Ecoregion in the Russian Far East

The Ussuri broadleaf and mixed forests ecoregion (WWF ID: PA0443) covers a mountainous areas above the lower Amur River and Ussuri River in Primorsky Krai and Khabarovsk Krai in the Russian Far East. The ecoregion is in the Palearctic realm, with a Humid Continental climate. It covers 187357 km2.

== Location and description ==
The ecoregion covers a Z-shaped area in which the northern section is a 400 km band of forest north of Khabarovsk parallel to the Amur River (which is 20–30 km to the south), the vertical band of which parallels the Ussuri River (which is 20–30 km to the west) on the western slopes of the Sikhote-Alin Mountains, and the base of which is the eastern slope of the Sikhote-Alin in Primorsky Krai.

== Climate ==
The region has a Humid continental, cool summer climate (Koppen classification (Dwb)). This climate is characterized by high variation in temperature, both daily and seasonally; with dry winters and cool summers.

== Flora and fauna ==
The Ussuri forests are the most biologically diverse in northern Asia. The maritime influence moderates the climate, precipitation is high enough to support rich forests, and the region is a boundary area between mountains, river flat lands, and sea coast.

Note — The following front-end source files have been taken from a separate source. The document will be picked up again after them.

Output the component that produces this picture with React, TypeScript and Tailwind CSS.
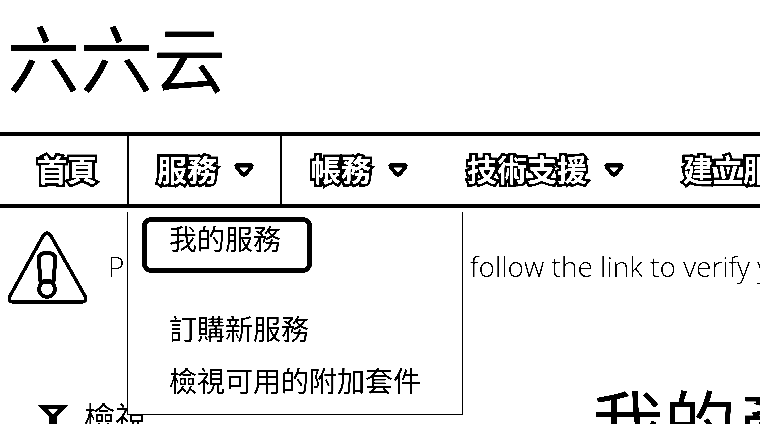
const cjk = "font-['Open_Sans','Noto_Sans_CJK_TC',sans-serif]";

const outlined =
    "text-white font-bold [-webkit-text-stroke:5px_black] [paint-order:stroke_fill] [stroke-linejoin:round] whitespace-nowrap";

function Caret() {
    return (
        <svg width="20" height="14" viewBox="0 0 20 14" className="shrink-0">
            <path d="M4 0 H16 Q21 0 19 5 Q15 10 13 12.5 Q10 15 7 12.5 Q5 10 1 5 Q-1 0 4 0 Z" fill="black" />
            <path d="M5 4.5 H15 L10 9.5 Z" fill="white" />
        </svg>
    );
}

function WarningIcon() {
    return (
        <svg width="81" height="74" viewBox="0 0 81 74" className="shrink-0">
            <path
                d="M40 2 Q42 2 44 5 L78 65 Q80 71 75 71 H6 Q1 71 3 65 L36 5 Q38 2 40 2 Z"
                fill="none"
                stroke="black"
                strokeWidth="3.5"
                strokeLinejoin="round"
            />
            <path
                d="M32 27 Q32 22 40 22 Q48 22 48 27 L47 49 Q47 51 40 51 Q33 51 33 49 Z"
                fill="none"
                stroke="black"
                strokeWidth="4"
            />
            <circle cx="40" cy="58" r="8" fill="none" stroke="black" strokeWidth="4" />
        </svg>
    );
}

function FilterIcon() {
    return (
        <svg width="30" height="24" viewBox="0 0 30 24" className="shrink-0">
            <path d="M0 0 H30 L19 12 V24 H11 V12 Z M10 4 L15 9 L20 4 Z" fill="black" fillRule="evenodd" />
        </svg>
    );
}

const navItems = [
    { label: "首頁", w: "w-[129px]", pad: "pl-[37px]", border: true },
    { label: "服務", w: "w-[153px]", pad: "pl-[28px]", caret: true, border: true },
    { label: "帳務", w: "w-[156px]", pad: "pl-[29px]", caret: true },
    { label: "技術支援", w: "w-[216px]", pad: "pl-[29px]", caret: true },
    { label: "建立服務單", w: "w-[200px]", pad: "pl-[29px]" },
];

export default function App() {
    return (
        <div className={`relative h-[424px] w-[760px] overflow-hidden bg-white text-black contrast-[1000%] ${cjk}`}>
            <div className="h-[132px] pl-[7px] pt-[11px] text-[73px] leading-[96px]">六六云</div>

            <nav className="flex h-[76px] border-y-4 border-black">
                {navItems.map((item) => (
                    <div
                        key={item.label}
                        className={`flex shrink-0 items-center gap-[17px] ${item.w} ${item.pad} ${
                            item.border ? "border-r-2 border-black" : ""
                        }`}
                    >
                        <span className={`text-[30px] leading-none ${outlined}`}>{item.label}</span>
                        {item.caret && <Caret />}
                    </div>
                ))}
            </nav>

            <div className="flex items-center gap-[20px] pl-[7px] pt-[23px]">
                <WarningIcon />
                <p className="whitespace-nowrap pb-[4px] text-[28px] font-light leading-[40px]">
                    Please check your email and follow the link to verify your email
                </p>
            </div>

            <div className="flex pt-[70px]">
                <div className="mt-[22px] flex h-[40px] w-[592px] shrink-0 items-center gap-[16px] pl-[38px] text-[31px] leading-[40px]">
                    <FilterIcon />
                    <span>檢視</span>
                </div>
                <h1 className="whitespace-nowrap text-[72px] leading-[96px]">我的產品與服務</h1>
            </div>

            {/* dropdown */}
            <div className="absolute left-[127px] top-[212px] h-[203px] w-[336px] border-x border-b border-black bg-white text-[28px]">
                <div className="ml-[14px] mt-[5px] h-[56px] w-[170px] rounded-[9px] border-[5px] border-black pl-[22px] text-[28px] leading-[34px]">
                    我的服務
                </div>
                <div className="pl-[41px] pt-[30px] leading-[52px]">訂購新服務</div>
                <div className="pl-[41px] leading-[52px]">檢視可用的附加套件</div>
            </div>
        </div>
    );
}
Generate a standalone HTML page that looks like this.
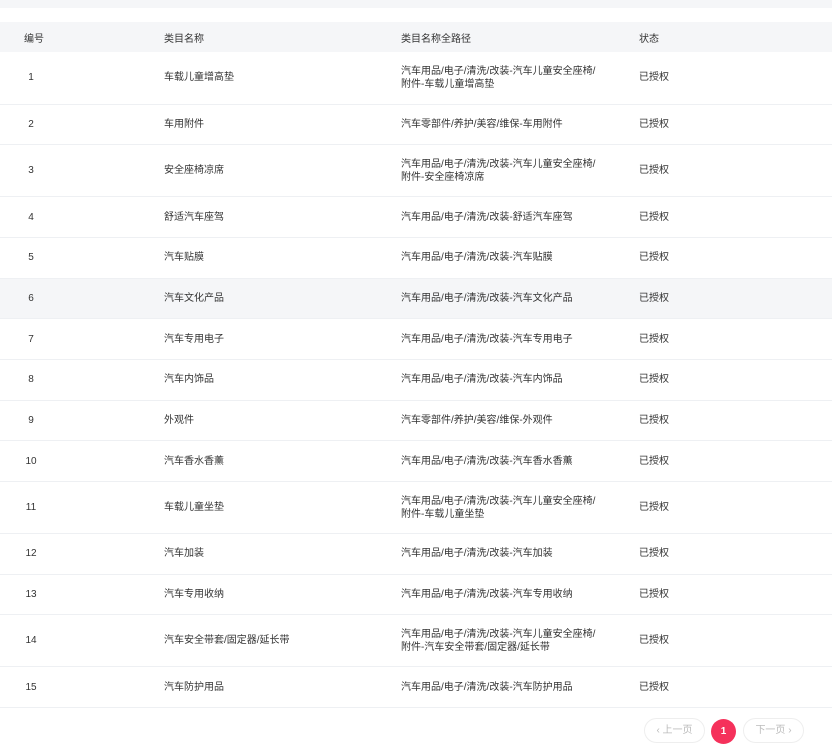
<!DOCTYPE html>
<html><head><meta charset="utf-8"><style>
*{margin:0;padding:0;box-sizing:border-box}
body{width:832px;height:749px;background:#fff;font-family:"Liberation Sans","Noto Sans CJK SC",sans-serif;font-size:10px;color:#333;position:relative;overflow:hidden}
.top{position:absolute;left:0;top:0;width:832px;height:8px;background:#f5f6f8}
table{position:absolute;left:0;top:22px;width:832px;border-collapse:collapse;table-layout:fixed}
th{background:#f5f6f8;height:30px;font-weight:normal;text-align:left;color:#333}
td{border-bottom:1px solid #eef0f3;height:40.7px;line-height:13px;vertical-align:middle}
tr.d td{height:52px}
tr.h td{background:#f5f6f8}
th,td{padding:0}
.c1{width:164px;padding-left:24px}
.c1 span{display:inline-block;width:14px;text-align:center}
.c2{width:237px}.c3{width:238px}
.pg{position:absolute;top:718px;height:25px;border:1px solid #eee;border-radius:13px;color:#bbb;font-size:10px;line-height:23px;text-align:center}
.cur{position:absolute;left:711px;top:719px;width:25px;height:25px;border-radius:50%;background:#f5315b;color:#fff;font-weight:bold;text-align:center;line-height:25px;font-size:10px}
</style></head><body>
<div class="top"></div>
<table>
<tr><th class="c1">编号</th><th class="c2">类目名称</th><th class="c3">类目名称全路径</th><th>状态</th></tr>
<tr class="d"><td class="c1"><span>1</span></td><td>车载儿童增高垫</td><td>汽车用品/电子/清洗/改装-汽车儿童安全座椅/<br>附件-车载儿童增高垫</td><td>已授权</td></tr>
<tr><td class="c1"><span>2</span></td><td>车用附件</td><td>汽车零部件/养护/美容/维保-车用附件</td><td>已授权</td></tr>
<tr class="d"><td class="c1"><span>3</span></td><td>安全座椅凉席</td><td>汽车用品/电子/清洗/改装-汽车儿童安全座椅/<br>附件-安全座椅凉席</td><td>已授权</td></tr>
<tr><td class="c1"><span>4</span></td><td>舒适汽车座驾</td><td>汽车用品/电子/清洗/改装-舒适汽车座驾</td><td>已授权</td></tr>
<tr><td class="c1"><span>5</span></td><td>汽车贴膜</td><td>汽车用品/电子/清洗/改装-汽车贴膜</td><td>已授权</td></tr>
<tr class="h"><td class="c1"><span>6</span></td><td>汽车文化产品</td><td>汽车用品/电子/清洗/改装-汽车文化产品</td><td>已授权</td></tr>
<tr><td class="c1"><span>7</span></td><td>汽车专用电子</td><td>汽车用品/电子/清洗/改装-汽车专用电子</td><td>已授权</td></tr>
<tr><td class="c1"><span>8</span></td><td>汽车内饰品</td><td>汽车用品/电子/清洗/改装-汽车内饰品</td><td>已授权</td></tr>
<tr><td class="c1"><span>9</span></td><td>外观件</td><td>汽车零部件/养护/美容/维保-外观件</td><td>已授权</td></tr>
<tr><td class="c1"><span>10</span></td><td>汽车香水香薰</td><td>汽车用品/电子/清洗/改装-汽车香水香薰</td><td>已授权</td></tr>
<tr class="d"><td class="c1"><span>11</span></td><td>车载儿童坐垫</td><td>汽车用品/电子/清洗/改装-汽车儿童安全座椅/<br>附件-车载儿童坐垫</td><td>已授权</td></tr>
<tr><td class="c1"><span>12</span></td><td>汽车加装</td><td>汽车用品/电子/清洗/改装-汽车加装</td><td>已授权</td></tr>
<tr><td class="c1"><span>13</span></td><td>汽车专用收纳</td><td>汽车用品/电子/清洗/改装-汽车专用收纳</td><td>已授权</td></tr>
<tr class="d"><td class="c1"><span>14</span></td><td>汽车安全带套/固定器/延长带</td><td>汽车用品/电子/清洗/改装-汽车儿童安全座椅/<br>附件-汽车安全带套/固定器/延长带</td><td>已授权</td></tr>
<tr><td class="c1"><span>15</span></td><td>汽车防护用品</td><td>汽车用品/电子/清洗/改装-汽车防护用品</td><td>已授权</td></tr>
</table>
<div class="pg" style="left:644px;width:61px">‹ 上一页</div>
<div class="cur">1</div>
<div class="pg" style="left:743px;width:61px">下一页 ›</div>
</body></html>
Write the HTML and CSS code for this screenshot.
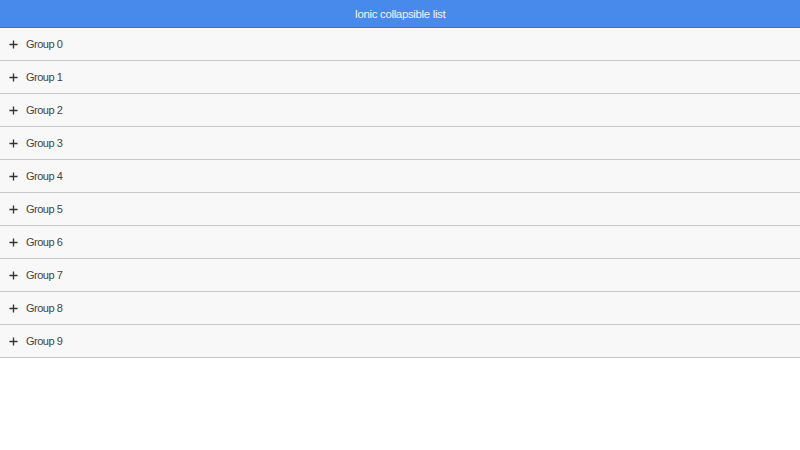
FILE: index.html
```html
<!DOCTYPE html>
<html>
<head>
<meta charset="utf-8">
<link rel="stylesheet" href="styles.css">
</head>
<body>
<header class="bar"><h1 class="title">Ionic collapsible list</h1></header>
<ul class="list">
  <li class="item"><svg class="plus" viewBox="0 0 10 10"><path d="M5 0.5V9.5M0.5 5H9.5"/></svg><span>Group 0</span></li>
  <li class="item"><svg class="plus" viewBox="0 0 10 10"><path d="M5 0.5V9.5M0.5 5H9.5"/></svg><span>Group 1</span></li>
  <li class="item"><svg class="plus" viewBox="0 0 10 10"><path d="M5 0.5V9.5M0.5 5H9.5"/></svg><span>Group 2</span></li>
  <li class="item"><svg class="plus" viewBox="0 0 10 10"><path d="M5 0.5V9.5M0.5 5H9.5"/></svg><span>Group 3</span></li>
  <li class="item"><svg class="plus" viewBox="0 0 10 10"><path d="M5 0.5V9.5M0.5 5H9.5"/></svg><span>Group 4</span></li>
  <li class="item"><svg class="plus" viewBox="0 0 10 10"><path d="M5 0.5V9.5M0.5 5H9.5"/></svg><span>Group 5</span></li>
  <li class="item"><svg class="plus" viewBox="0 0 10 10"><path d="M5 0.5V9.5M0.5 5H9.5"/></svg><span>Group 6</span></li>
  <li class="item"><svg class="plus" viewBox="0 0 10 10"><path d="M5 0.5V9.5M0.5 5H9.5"/></svg><span>Group 7</span></li>
  <li class="item"><svg class="plus" viewBox="0 0 10 10"><path d="M5 0.5V9.5M0.5 5H9.5"/></svg><span>Group 8</span></li>
  <li class="item"><svg class="plus" viewBox="0 0 10 10"><path d="M5 0.5V9.5M0.5 5H9.5"/></svg><span>Group 9</span></li>
</ul>
</body>
</html>
```
FILE: styles.css
```css
html, body {
  margin: 0;
  padding: 0;
  background: #ffffff;
  font-family: "Liberation Sans", Arial, sans-serif;
}
.bar {
  height: 27px;
  background: #488aec;
  border-bottom: 1px solid #3a75cc;
  display: flex;
  align-items: center;
  justify-content: center;
}
.title {
  margin: 0;
  font-size: 11.5px;
  letter-spacing: -0.35px;
  font-weight: 400;
  color: #eef3fd;
}
.list {
  list-style: none;
  margin: 0;
  padding: 0;
}
.item {
  height: 32px;
  background: #f8f8f8;
  border-bottom: 1px solid #c8c8c8;
  display: flex;
  align-items: center;
  padding-left: 9px;
  font-size: 11px;
  letter-spacing: -0.5px;
  color: #444444;
}
.plus {
  width: 9px;
  height: 9px;
  margin-right: 8px;
}
.plus path {
  stroke: #333333;
  stroke-width: 1.5;
  fill: none;
}
```
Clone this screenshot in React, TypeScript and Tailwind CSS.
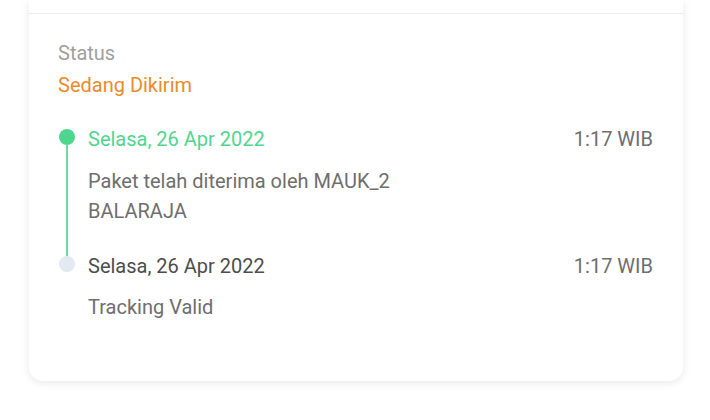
import React from "react";

export default function App() {
  return (
    <div className="w-[710px] h-[420px] bg-white overflow-hidden" style={{ fontFamily: "Roboto, 'Noto Sans', sans-serif" }}>
      <div className="ml-[29px] w-[654px] bg-white rounded-b-[14px] shadow-[0_2px_8px_rgba(0,0,0,0.09)]">
        <div className="h-[14px] border-b border-[#e9ecf0]" />
        <div className="pl-[29px] pr-[30px] pt-[24px] pb-[59px]">
          <div className="text-[20px] leading-[30px] text-[#a0a0a0]">Status</div>
          <div className="mt-[2px] text-[20px] leading-[30px] text-[#ea8b2d]">Sedang Dikirim</div>

          <div className="mt-[24px]">
            <div className="flex">
              <div className="w-[18px] flex flex-col items-center">
                <div className="mt-[5px] w-[16px] h-[16px] rounded-full bg-[#4fd68e] shrink-0" />
                <div className="w-[2px] flex-1 bg-[#6fdba3]" />
              </div>
              <div className="flex-1 ml-[12px] pb-[25px]">
                <div className="flex justify-between text-[20px] leading-[30px]">
                  <span className="text-[#4fd68e]">Selasa, 26 Apr 2022</span>
                  <span className="text-[#6e6e6e]">1:17 WIB</span>
                </div>
                <div className="mt-[12px] text-[20px] leading-[30px] text-[#6e6e6e]">
                  Paket telah diterima oleh MAUK_2
                  <br />
                  BALARAJA
                </div>
              </div>
            </div>
            <div className="flex">
              <div className="w-[18px] flex flex-col items-center">
                <div className="w-[2px] h-[5px] bg-[#6fdba3]" />
                <div className="w-[16px] h-[16px] rounded-full bg-[#e3e8f1] shrink-0" />
              </div>
              <div className="flex-1 ml-[12px]">
                <div className="flex justify-between text-[20px] leading-[30px]">
                  <span className="text-[#4d4d4d]">Selasa, 26 Apr 2022</span>
                  <span className="text-[#6e6e6e]">1:17 WIB</span>
                </div>
                <div className="mt-[11px] text-[20px] leading-[30px] text-[#6e6e6e]">Tracking Valid</div>
              </div>
            </div>
          </div>
        </div>
      </div>
    </div>
  );
}
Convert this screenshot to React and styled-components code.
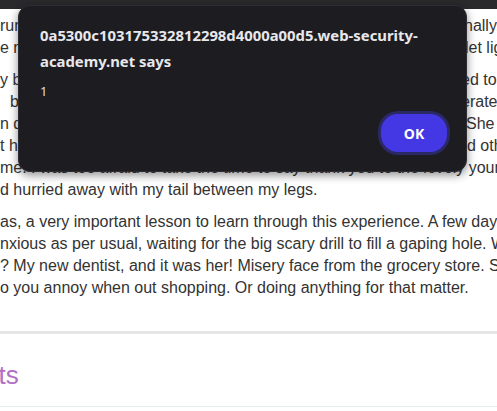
import React from "react";
import styled, { createGlobalStyle } from "styled-components";

const GlobalStyle = createGlobalStyle`
  html, body {
    margin: 0;
    padding: 0;
    background: #ffffff;
    overflow: hidden;
  }
  body {
    width: 497px;
    height: 411px;
  }
`;

// Lines of the post that sit behind the alert; `cut` is where the part that
// peeks out on the right of the dialog starts.
const paragraphs = [
  [
    { text: "rummaging through the freezer for a bag of frozen peas. Fi", tail: "nally, she", cut: 464 },
    { text: "e nearest exit, I tried my best to act natural and", tail: "let light of it", cut: 465 },
  ],
  [
    { text: "y brain told me to apologise for being so rude, but I decid", tail: "ed to", cut: 461 },
    { text: "being nice, she gave me a look that was quite exasp", tail: "erated", cut: 461, indent: 10 },
    { text: "n down the aisle to the checkout as fast as I could go.", tail: "She said", cut: 466 },
    { text: "t her shopping basket, full of fruit, vegetables an", tail: "d other", cut: 467 },
    { text: "me. I was too afraid to take the time to say thank you to the lovely young" },
    { text: "d hurried away with my tail between my legs." },
  ],
  [
    { text: "as, a very important lesson to learn through this experience. A few days" },
    { text: "nxious as per usual, waiting for the big scary drill to fill a gaping hole. W" },
    { text: "? My new dentist, and it was her! Misery face from the grocery store. S" },
    { text: "o you annoy when out shopping. Or doing anything for that matter." },
  ],
];

const App = () => {
  return (
    <Page>
      <GlobalStyle />
      <TopBar />
      <Article>
        {paragraphs.map((lines, i) => (
          <Paragraph key={i}>
            {lines.map((line, j) => {
              const indent = line.indent || 0;
              return (
                <Line key={j} $indent={indent}>
                  {line.tail ? (
                    <>
                      <Head $width={line.cut - indent}>{line.text}</Head>
                      <span>{line.tail}</span>
                    </>
                  ) : (
                    line.text
                  )}
                </Line>
              );
            })}
          </Paragraph>
        ))}
      </Article>
      <Divider />
      <Heading>Comments</Heading>
      <ThinDivider />

      <Dialog role="dialog">
        <DialogTitle>
          0a5300c103175332812298d4000a00d5.web-security-
          <br />
          academy.net says
        </DialogTitle>
        <DialogMessage>1</DialogMessage>
        <DialogFooter>
          <OkButton>OK</OkButton>
        </DialogFooter>
      </Dialog>
    </Page>
  );
};

const Page = styled.div`
  position: relative;
  width: 497px;
  height: 411px;
  overflow: hidden;
  font-family: "Liberation Sans", Arial, sans-serif;
  color: #333332;
`;

const TopBar = styled.div`
  height: 9px;
  background: #2a2a2c;
`;

const Article = styled.div`
  padding-top: 6px;
`;

const Paragraph = styled.div`
  margin-bottom: 10px;
`;

const Line = styled.div`
  display: flex;
  font-size: 16px;
  line-height: 22px;
  white-space: nowrap;
  padding-left: ${(p) => p.$indent}px;
`;

const Head = styled.span`
  flex: 0 0 ${(p) => p.$width}px;
  overflow: hidden;
`;

const Divider = styled.div`
  margin-top: 32px;
  height: 3px;
  background: #e6e6e6;
`;

const Heading = styled.h2`
  margin: 0;
  padding: 24px 0 14px;
  font-size: 26px;
  font-weight: normal;
  line-height: 34px;
  color: #b36fc4;
  white-space: nowrap;
  text-indent: -107px;
`;

const ThinDivider = styled.div`
  height: 1px;
  background: #e4ecee;
`;

const Dialog = styled.div`
  position: absolute;
  left: 18px;
  top: 5px;
  width: 449px;
  height: 167px;
  box-sizing: border-box;
  padding: 16px 16px 16px 21px;
  display: flex;
  flex-direction: column;
  background: #1d1c21;
  border: 1px solid #2e2d33;
  border-radius: 12px;
  box-shadow: 0 3px 10px rgba(0, 0, 0, 0.45);
  font-family: "Noto Sans", "Open Sans", sans-serif;
  color: #e8e8ec;
`;

const DialogTitle = styled.div`
  font-size: 14.85px;
  font-weight: 700;
  line-height: 26px;
`;

const DialogMessage = styled.div`
  margin-top: 8px;
  font-size: 13px;
  line-height: 18px;
  color: #dcdce0;
`;

const DialogFooter = styled.div`
  margin-top: auto;
  display: flex;
  justify-content: flex-end;
`;

const OkButton = styled.button`
  width: 66px;
  height: 38px;
  margin: 3px;
  border: none;
  border-radius: 17px;
  background: #4437e4;
  color: #ffffff;
  font-family: "Noto Sans", "Open Sans", sans-serif;
  font-size: 14px;
  font-weight: 700;
  box-shadow: 0 0 0 3px #2a2966;
  cursor: pointer;
`;

export default App;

The forests of the region are dominated by Korean pine (Pinus koraiensis), Mongolian oak (Quercus mongolica), Larix gmelinii, Larix sibirica, Larix × czekanowskii, Juniperus communis, Betula dahurica, Betula pendula, Pinus sibirica, Pinus sylvestris, Picea obovata, Abies sibirica, Quercus acutissima, Ginkgo biloba, Prunus serrulata, Prunus padus, Tilia amurensis, Salix babylonica, Acer palmatum, Populus tremula, Ulmus davidiana, Ulmus pumila, Pinus pumila, Haloxylon ammodendron, Elaeagnus angustifolia, Tamarix ramosissima, and Prunus sibirica.

Wildlife such as brown bears, Asian black bears, wolves, red foxes, Sika deer, wapiti, wild boars, and the Common raccoon dog inhabit the region. It is also home to the largest species of cat, the Siberian tiger.

== Protections ==
Notable protected areas of the Russian Federation in the ecoregion include:
- Bastak Nature Reserve, on the south-eastern spurs of the Bureya Range. (914 km^{2})
- Bolon Nature Reserve covering wetlands of the western approaches to Lake Bolon in the lower Amur River regions. (1,000 km^{2})
- Botcha Nature Reserve on the northeastern slopes of the Sikhote-Alin mountains. (2,674 km^{2})
- Komsomolsk Nature Reserve located where the Amur River cuts a narrow passage through the Sikhote-Alin. (643 km^{2})
- Khingan Nature Reserve includes forested spurs of the Lesser Khingan mountains. (940 km^{2})
- Sikhote-Alin Nature Reserve An IUCN class Ia "strict ecological reserve" (a Zapovednik). (4,016 km^{2})
- Ussurisky Nature Reserve, one of the remaining virgin mixed deciduous-conifer forests in the Primorsky (Maritime) region of the Russian Far East. Located on the western slopes of the Sikhote-Alin mountains. (404 km^{2})
These are all IUCN class Ia "strict ecological reserves" (zapovedniks).